Apropos. Auch in der Chamer Anklin-Apotheke kommt einzig das teuere Telfastin auf den Tisch. Fast-inierend, pardon, faszinierend. Und immer wieder lautet wie aus der Pistole geschossen das gleiche Verkaufsargument: «Das macht einfach nicht so müde.» Hat da etwa ein rühriger Pharmavertreter volle Arbeit in Sachen Produktmarketing geleistet?

In der Anklin-Apotheke weist die Angestellte sogar noch daraufhin, dass man auch das Generikum zu Telfastin habe – mit dem Wirkstoff Fexofenadium. «Doch zu diesem Medikament habe ich noch zu wenig Vertrauen und zu wenige Erfahrungswerte», erklärt sie. zentralplus zeigt sie es jedenfalls nicht.

«Wer ein Voltaren kaufen will, will eben nur diese Marke und kein Generikum.»

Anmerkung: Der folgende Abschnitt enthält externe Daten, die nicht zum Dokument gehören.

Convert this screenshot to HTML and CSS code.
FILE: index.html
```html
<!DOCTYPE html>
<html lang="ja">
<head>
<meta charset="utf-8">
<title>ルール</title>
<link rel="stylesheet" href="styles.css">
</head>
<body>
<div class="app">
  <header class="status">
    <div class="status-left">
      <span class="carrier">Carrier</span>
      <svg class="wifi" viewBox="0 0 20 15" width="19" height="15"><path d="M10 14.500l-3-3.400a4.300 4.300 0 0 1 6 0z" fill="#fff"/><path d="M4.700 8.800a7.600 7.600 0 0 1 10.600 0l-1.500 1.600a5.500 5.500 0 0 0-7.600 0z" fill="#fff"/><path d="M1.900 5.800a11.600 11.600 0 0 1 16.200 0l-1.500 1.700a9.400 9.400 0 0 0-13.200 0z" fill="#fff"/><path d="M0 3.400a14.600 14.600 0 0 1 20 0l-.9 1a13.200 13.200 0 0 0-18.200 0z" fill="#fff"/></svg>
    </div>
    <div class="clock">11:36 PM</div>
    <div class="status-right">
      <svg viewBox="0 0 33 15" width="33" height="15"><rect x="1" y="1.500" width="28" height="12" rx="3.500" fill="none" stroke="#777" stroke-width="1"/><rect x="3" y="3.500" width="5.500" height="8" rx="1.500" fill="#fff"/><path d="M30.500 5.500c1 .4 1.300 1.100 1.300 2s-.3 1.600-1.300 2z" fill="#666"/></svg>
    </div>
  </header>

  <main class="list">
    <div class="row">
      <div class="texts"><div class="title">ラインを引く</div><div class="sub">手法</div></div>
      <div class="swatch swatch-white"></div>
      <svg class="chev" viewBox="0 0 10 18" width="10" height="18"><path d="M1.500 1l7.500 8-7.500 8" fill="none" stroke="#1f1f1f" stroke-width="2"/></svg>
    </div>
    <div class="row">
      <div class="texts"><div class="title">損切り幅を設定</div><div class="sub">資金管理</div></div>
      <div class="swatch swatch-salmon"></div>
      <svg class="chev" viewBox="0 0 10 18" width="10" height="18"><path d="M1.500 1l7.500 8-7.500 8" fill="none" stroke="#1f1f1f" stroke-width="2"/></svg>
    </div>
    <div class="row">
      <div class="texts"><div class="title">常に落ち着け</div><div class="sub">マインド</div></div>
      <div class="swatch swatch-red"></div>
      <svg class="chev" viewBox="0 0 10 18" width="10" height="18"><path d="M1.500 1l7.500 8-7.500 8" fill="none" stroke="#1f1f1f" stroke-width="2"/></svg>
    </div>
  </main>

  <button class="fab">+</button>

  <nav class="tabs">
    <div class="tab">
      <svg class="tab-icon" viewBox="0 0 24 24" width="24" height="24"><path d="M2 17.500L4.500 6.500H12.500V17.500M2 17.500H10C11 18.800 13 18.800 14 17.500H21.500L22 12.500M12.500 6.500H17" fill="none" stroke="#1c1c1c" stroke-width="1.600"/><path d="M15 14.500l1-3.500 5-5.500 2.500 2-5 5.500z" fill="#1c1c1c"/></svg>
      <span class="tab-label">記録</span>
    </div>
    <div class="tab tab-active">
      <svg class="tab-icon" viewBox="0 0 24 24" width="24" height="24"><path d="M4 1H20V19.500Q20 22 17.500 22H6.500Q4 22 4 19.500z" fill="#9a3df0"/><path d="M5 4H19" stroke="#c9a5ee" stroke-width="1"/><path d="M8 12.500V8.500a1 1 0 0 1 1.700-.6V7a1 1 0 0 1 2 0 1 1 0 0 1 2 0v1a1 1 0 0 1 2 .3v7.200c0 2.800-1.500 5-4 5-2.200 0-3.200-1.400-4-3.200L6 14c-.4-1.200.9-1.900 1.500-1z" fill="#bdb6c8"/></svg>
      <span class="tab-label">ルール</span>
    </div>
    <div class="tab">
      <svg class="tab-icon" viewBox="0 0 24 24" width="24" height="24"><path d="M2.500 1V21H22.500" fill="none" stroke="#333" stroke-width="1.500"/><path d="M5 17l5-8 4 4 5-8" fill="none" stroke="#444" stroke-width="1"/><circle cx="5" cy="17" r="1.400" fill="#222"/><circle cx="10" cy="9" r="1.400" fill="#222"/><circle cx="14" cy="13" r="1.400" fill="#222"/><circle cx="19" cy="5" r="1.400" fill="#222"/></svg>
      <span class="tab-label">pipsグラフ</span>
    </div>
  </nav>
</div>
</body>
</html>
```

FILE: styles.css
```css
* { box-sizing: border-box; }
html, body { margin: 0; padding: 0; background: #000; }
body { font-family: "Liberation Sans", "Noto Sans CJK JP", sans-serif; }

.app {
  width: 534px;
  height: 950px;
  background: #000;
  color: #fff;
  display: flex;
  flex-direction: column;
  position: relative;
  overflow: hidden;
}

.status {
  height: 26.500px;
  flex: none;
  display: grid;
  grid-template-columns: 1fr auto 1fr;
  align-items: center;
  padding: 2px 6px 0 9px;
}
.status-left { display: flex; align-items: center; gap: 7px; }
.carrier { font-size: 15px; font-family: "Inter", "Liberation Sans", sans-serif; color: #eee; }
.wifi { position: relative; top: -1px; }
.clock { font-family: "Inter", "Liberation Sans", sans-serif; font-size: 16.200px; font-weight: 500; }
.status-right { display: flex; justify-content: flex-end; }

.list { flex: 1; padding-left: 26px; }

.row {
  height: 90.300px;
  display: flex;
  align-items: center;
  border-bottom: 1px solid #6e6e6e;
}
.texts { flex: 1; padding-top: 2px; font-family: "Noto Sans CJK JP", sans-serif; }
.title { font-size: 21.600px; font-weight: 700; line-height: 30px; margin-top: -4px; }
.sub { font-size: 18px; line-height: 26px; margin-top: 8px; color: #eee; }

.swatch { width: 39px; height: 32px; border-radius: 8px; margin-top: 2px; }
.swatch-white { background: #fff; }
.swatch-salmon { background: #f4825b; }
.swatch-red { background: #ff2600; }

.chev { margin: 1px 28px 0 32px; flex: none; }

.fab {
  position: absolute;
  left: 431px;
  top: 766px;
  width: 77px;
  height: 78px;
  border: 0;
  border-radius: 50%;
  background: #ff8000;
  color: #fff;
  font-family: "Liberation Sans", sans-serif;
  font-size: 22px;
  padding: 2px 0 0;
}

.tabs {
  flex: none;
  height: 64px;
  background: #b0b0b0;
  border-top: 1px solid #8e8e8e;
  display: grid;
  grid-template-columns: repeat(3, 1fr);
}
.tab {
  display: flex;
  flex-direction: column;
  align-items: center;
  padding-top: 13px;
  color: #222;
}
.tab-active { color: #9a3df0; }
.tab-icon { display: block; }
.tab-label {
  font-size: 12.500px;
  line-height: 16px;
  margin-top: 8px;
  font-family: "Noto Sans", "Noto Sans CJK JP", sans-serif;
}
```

Zuger Apothekenangestellte

Zusammenfassend kann man sagen: Bei dem Test von zentralplus erhielt der Kunde nur einmal konkret ein Generikum vorgelegt. In den vier anderen Fällen landete Telfastin auf dem Tisch, ein neues Original-Marken-Medikament. Hervorzuheben ist auch: Vom eigentlichen und teuersten Heuschnupfen-Allergikum-Klassiker Zyrtec war so gut wie nie die Rede.

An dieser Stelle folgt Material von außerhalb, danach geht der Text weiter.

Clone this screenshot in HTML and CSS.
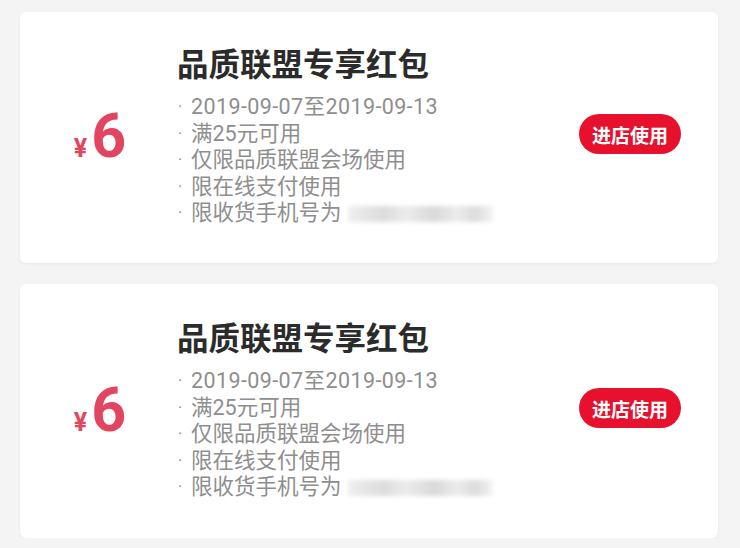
FILE: index.html
```html
<!DOCTYPE html>
<html>
<head>
  <meta charset="UTF-8">
  <title>红包</title>
  <link rel="stylesheet" href="styles.css">
</head>
<body>

  <div class="list">
    <div class="coupon">
      <div class="price"><span class="yen">¥</span><span class="amount">6</span></div>
      <div class="info">
        <div class="title">品质联盟专享红包</div>
        <ul class="rules">
          <li><span class="date">2019-09-07至2019-09-13</span></li>
          <li>满25元可用</li>
          <li>仅限品质联盟会场使用</li>
          <li>限在线支付使用</li>
          <li>限收货手机号为<span class="phone"></span></li>
        </ul>
      </div>
      <button class="use">进店使用</button>
    </div>

    <div class="coupon">
      <div class="price"><span class="yen">¥</span><span class="amount">6</span></div>
      <div class="info">
        <div class="title">品质联盟专享红包</div>
        <ul class="rules">
          <li><span class="date">2019-09-07至2019-09-13</span></li>
          <li>满25元可用</li>
          <li>仅限品质联盟会场使用</li>
          <li>限在线支付使用</li>
          <li>限收货手机号为<span class="phone"></span></li>
        </ul>
      </div>
      <button class="use">进店使用</button>
    </div>
  </div>

</body>
</html>
```

FILE: styles.css
```css
body {
  margin: 0;
  background-color: #f4f4f4;
  font-family: Roboto, "Noto Sans CJK SC", sans-serif;
}
.list {
  display: flex;
  flex-direction: column;
  gap: 21px;
  padding: 12px 22px 0 20px;
}
.coupon {
  display: flex;
  align-items: center;
  background-color: #fff;
  border-radius: 6px;
  box-shadow: 0 1px 3px rgba(0, 0, 0, 0.06);
  padding: 34px 37px 36px 0;
}
.coupon + .coupon {
  padding-top: 36px;
  padding-bottom: 37px;
}
.price {
  width: 158px;
  display: flex;
  justify-content: center;
  align-items: baseline;
  color: #e2455f;
  padding-left: 2px;
  box-sizing: border-box;
}
.yen {
  font-size: 25px;
  font-weight: bold;
  margin-right: 4px;
}
.amount {
  font-size: 61px;
  font-weight: bold;
  line-height: 1;
}
.info {
  flex: 1;
}
.title {
  font-size: 31.5px;
  font-weight: bold;
  color: #2b2b2b;
  line-height: 40px;
  margin-bottom: 8px;
  margin-left: -1px;
}
.rules {
  list-style: none;
  margin: 0;
  padding: 0;
  font-size: 21.5px;
  line-height: 26.6px;
  color: #8e8e8e;
}
.rules li {
  display: flex;
  align-items: center;
}
.rules li::before {
  content: "·";
  width: 13px;
  font-size: 16px;
}
.date {
  letter-spacing: 0.4px;
}
.phone {
  display: inline-block;
  width: 145px;
  height: 16px;
  margin-left: 6px;
  background: linear-gradient(90deg, #efefef, #dcdcdc 25%, #ececec 40%, #d9d9d9 60%, #ececec 75%, #dcdcdc 88%, #f4f4f4);
  filter: blur(2px);
}
.use {
  width: 102px;
  height: 40px;
  border: none;
  border-radius: 20px;
  background-color: #e8112d;
  color: #fff;
  font-family: "Noto Sans CJK SC", sans-serif;
  font-size: 19px;
  font-weight: bold;
  padding: 0;
  margin-bottom: 4px;
}
```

Übrigens: Alle durchwegs sehr freundlichen Apothekenangestellten versicherten, dass die Nachfrage von Kunden nach Generika bei rezeptfreien Medikamenten nicht so dramatisch sei. Grund: Die Preisspannen seien hier eben nicht so gross wie bei den rezeptpflichtigen Arzneien. Und die Werbung sei halt omnipräsent. «Wer ein Voltaren kaufen will, will eben nur diese Marke und kein Generikum», erklärt eine Apothekerin.

«Ich möchte meinen Arbeitsplatz nicht verlieren.»

Zuger Apothekenangestellte

Ja, und da war dann noch jene Apotheke in einer anderen Zuger Gemeinde. Auch hier zückt die Apothekenangestellte reflexartig nur das Telfastin. Am Tag danach ruft sie sorgenerfüllt bei zentralplus an: «Entschuldigung, könnten Sie bitte den Namen unserer Apotheke nicht erwähnen. Meine Chefin hat gar keine Freude gehabt, als ich ihr vom dem Test erzählt habe. Sie rügte mich und meinte, ich hätte den Test einfach verweigern sollen. Ich möchte meinen Arbeitsplatz nicht verlieren.»